* **Problem statement**
Your answer should be one number: how many lines of the records hold the string "that".

>> start Material provided

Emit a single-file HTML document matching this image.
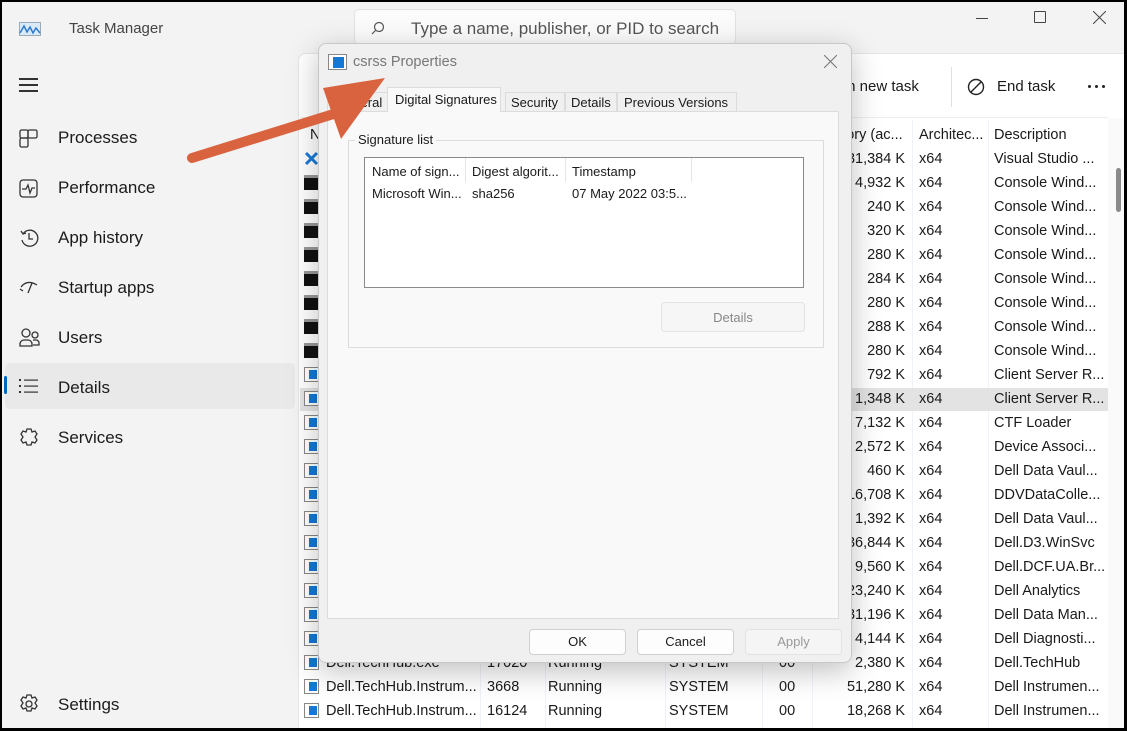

>> end Material provided
>> start Material provided

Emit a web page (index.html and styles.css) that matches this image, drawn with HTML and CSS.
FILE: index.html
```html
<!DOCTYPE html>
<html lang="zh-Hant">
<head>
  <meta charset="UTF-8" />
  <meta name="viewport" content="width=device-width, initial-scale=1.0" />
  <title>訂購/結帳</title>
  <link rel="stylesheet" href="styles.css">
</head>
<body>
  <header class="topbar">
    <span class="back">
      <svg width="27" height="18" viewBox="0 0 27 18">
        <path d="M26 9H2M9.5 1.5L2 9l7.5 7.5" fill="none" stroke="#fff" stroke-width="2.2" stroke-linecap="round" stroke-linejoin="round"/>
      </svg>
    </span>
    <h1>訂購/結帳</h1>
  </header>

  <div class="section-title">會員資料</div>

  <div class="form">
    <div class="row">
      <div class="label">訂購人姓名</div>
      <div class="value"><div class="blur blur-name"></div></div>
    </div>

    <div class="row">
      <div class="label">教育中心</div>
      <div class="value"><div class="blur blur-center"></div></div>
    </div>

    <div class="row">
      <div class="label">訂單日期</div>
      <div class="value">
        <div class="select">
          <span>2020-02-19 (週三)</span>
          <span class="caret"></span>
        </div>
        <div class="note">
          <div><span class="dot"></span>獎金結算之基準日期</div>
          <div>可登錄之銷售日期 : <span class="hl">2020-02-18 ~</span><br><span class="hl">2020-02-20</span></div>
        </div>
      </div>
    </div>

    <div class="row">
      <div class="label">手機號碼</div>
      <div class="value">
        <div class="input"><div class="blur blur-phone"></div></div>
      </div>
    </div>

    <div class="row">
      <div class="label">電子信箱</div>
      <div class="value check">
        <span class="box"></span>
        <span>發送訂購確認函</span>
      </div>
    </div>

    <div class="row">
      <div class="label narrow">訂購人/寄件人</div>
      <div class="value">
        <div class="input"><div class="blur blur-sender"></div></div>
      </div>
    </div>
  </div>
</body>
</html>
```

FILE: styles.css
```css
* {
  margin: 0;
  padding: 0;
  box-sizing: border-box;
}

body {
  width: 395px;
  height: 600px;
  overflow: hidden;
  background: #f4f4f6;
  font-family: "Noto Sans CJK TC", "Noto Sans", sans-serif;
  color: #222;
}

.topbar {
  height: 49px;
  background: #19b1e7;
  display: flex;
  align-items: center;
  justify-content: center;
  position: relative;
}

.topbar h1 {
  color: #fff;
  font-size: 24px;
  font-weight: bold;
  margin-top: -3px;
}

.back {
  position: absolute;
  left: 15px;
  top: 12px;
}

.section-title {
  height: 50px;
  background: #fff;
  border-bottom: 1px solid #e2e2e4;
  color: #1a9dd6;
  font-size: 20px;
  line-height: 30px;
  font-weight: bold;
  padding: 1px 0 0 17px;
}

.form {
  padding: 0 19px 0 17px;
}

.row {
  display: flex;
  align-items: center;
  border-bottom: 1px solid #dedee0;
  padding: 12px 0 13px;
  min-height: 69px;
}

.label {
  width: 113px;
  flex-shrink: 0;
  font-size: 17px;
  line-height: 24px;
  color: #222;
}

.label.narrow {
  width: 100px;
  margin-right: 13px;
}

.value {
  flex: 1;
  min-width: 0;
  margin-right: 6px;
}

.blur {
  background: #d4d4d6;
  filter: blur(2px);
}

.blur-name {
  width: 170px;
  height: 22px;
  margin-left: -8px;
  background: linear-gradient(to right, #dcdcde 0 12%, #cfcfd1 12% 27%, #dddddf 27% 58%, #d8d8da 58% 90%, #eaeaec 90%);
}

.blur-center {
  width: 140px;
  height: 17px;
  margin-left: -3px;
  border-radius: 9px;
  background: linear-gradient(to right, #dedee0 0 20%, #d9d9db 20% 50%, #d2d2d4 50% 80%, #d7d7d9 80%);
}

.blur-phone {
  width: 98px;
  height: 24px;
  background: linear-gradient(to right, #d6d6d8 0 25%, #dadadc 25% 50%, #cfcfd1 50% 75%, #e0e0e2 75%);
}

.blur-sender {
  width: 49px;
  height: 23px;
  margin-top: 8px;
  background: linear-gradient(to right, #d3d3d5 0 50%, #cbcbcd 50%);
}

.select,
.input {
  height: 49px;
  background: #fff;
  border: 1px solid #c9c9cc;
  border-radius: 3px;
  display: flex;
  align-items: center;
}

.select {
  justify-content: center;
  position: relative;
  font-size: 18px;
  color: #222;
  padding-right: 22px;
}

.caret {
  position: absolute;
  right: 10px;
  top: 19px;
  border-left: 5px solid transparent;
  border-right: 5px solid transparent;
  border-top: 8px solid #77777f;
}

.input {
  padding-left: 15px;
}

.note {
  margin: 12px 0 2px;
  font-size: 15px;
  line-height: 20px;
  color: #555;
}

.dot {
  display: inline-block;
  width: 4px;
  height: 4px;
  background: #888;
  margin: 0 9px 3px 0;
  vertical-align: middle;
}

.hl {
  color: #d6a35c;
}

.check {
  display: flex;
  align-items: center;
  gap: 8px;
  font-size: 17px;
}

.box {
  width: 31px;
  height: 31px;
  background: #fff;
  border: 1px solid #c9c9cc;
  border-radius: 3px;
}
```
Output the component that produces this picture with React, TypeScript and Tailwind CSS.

>> end Material provided
>> start Material provided

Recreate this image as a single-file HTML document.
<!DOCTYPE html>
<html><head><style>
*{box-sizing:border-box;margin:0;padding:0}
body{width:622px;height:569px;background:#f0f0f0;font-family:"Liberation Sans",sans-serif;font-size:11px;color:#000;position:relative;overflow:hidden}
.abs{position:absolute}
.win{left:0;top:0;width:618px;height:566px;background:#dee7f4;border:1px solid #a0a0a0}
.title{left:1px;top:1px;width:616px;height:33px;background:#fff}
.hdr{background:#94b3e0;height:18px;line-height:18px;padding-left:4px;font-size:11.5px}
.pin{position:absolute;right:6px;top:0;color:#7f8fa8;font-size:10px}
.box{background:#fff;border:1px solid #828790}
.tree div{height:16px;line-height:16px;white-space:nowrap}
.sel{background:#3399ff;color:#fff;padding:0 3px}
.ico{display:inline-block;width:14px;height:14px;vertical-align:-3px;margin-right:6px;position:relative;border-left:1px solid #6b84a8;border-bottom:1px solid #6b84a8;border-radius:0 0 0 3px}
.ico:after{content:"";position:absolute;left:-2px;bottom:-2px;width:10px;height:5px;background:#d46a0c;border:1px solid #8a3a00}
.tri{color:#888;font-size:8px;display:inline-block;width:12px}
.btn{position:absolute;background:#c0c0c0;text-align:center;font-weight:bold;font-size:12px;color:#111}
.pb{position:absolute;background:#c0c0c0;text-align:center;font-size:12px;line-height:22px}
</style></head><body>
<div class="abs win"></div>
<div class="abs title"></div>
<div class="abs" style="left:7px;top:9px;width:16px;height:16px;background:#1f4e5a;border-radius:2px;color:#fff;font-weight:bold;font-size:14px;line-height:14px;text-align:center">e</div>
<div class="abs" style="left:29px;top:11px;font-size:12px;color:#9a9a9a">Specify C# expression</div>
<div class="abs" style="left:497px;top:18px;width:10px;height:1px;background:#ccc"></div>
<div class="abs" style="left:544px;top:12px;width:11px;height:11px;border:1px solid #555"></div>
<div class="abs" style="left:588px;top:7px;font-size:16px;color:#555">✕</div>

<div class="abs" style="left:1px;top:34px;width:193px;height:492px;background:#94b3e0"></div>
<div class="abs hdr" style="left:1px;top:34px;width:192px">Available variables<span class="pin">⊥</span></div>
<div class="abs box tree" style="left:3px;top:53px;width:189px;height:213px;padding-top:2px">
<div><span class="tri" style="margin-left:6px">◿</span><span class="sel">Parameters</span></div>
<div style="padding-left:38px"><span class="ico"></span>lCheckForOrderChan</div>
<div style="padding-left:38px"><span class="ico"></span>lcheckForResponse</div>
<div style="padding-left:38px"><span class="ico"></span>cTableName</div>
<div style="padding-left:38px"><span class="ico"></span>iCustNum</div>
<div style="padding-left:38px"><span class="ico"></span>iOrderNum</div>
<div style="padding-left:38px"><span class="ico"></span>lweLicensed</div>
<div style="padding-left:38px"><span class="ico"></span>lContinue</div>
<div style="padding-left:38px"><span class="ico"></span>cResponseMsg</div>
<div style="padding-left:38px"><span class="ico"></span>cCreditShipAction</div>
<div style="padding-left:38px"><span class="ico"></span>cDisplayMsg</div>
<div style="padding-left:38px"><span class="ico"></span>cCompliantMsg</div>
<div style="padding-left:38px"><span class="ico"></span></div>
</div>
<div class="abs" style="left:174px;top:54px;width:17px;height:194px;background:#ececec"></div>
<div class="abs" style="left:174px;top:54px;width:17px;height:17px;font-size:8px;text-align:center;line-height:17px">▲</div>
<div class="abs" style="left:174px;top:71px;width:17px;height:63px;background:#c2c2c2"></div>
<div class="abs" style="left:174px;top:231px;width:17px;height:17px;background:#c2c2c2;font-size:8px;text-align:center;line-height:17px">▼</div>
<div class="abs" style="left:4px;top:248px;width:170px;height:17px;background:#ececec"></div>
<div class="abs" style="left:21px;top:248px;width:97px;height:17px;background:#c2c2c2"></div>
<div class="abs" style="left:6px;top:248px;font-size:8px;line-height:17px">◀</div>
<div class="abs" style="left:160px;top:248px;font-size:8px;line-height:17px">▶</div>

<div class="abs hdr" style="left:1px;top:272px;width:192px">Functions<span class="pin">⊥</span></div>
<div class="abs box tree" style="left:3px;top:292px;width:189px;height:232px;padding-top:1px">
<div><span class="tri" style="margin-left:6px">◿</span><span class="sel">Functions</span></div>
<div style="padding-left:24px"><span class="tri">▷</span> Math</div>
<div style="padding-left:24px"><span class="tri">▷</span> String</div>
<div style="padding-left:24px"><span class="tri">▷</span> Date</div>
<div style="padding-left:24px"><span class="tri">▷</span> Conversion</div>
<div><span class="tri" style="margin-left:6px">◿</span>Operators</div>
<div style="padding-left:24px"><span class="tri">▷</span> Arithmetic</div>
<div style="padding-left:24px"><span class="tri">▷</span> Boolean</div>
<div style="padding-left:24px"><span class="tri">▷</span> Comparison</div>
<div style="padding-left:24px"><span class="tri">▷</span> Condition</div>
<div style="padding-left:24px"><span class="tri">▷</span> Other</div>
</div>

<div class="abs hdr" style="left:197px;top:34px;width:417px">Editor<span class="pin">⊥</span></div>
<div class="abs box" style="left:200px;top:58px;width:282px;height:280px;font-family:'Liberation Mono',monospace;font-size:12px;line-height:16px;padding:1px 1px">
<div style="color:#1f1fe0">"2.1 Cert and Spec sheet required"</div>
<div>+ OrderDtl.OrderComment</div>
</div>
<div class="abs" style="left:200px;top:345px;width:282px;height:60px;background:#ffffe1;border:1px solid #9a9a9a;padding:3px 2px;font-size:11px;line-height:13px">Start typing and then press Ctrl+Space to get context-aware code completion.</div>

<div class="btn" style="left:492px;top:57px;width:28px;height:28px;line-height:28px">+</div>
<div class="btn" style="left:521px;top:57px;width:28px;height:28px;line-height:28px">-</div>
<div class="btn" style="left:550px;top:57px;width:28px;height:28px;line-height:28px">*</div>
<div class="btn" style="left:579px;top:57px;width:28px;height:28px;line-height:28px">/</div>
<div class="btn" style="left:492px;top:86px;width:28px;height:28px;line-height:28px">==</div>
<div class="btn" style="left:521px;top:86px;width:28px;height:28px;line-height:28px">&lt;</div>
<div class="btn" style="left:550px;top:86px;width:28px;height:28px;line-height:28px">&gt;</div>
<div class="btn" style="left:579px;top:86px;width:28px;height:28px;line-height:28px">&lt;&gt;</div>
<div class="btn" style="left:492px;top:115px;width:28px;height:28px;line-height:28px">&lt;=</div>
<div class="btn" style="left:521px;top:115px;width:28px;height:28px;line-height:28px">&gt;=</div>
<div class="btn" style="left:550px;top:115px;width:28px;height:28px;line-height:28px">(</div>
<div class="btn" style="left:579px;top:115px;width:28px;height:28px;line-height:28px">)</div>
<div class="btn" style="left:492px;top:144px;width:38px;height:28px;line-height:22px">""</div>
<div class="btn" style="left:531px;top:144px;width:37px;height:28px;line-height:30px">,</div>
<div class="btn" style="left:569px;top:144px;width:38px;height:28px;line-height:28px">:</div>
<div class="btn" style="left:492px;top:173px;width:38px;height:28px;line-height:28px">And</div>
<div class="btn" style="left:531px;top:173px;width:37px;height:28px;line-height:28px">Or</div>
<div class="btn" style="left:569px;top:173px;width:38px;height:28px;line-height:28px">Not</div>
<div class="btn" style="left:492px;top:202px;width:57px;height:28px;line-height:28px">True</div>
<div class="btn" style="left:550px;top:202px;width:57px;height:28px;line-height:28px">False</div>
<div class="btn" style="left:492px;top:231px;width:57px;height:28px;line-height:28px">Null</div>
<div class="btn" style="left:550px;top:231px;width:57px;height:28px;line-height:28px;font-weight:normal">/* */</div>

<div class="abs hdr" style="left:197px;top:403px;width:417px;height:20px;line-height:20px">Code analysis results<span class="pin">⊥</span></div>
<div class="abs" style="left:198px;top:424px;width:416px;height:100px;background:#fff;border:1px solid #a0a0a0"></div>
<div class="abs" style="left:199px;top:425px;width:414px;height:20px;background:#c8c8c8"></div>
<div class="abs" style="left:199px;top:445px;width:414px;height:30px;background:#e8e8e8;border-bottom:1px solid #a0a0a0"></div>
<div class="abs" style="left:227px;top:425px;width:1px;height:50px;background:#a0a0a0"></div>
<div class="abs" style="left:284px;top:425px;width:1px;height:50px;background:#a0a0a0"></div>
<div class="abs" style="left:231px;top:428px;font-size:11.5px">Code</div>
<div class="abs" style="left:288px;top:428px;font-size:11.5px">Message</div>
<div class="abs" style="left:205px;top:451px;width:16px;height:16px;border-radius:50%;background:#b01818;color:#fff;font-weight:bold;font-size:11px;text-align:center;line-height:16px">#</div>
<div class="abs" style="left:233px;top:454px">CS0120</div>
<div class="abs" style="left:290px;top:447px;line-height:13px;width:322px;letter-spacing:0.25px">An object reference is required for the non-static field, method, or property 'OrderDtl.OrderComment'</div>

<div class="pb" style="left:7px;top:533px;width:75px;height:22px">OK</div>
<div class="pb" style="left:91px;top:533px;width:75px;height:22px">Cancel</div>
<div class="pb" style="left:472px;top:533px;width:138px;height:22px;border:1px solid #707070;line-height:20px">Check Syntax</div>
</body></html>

>> end Material provided

* **Solution to this exercise**
2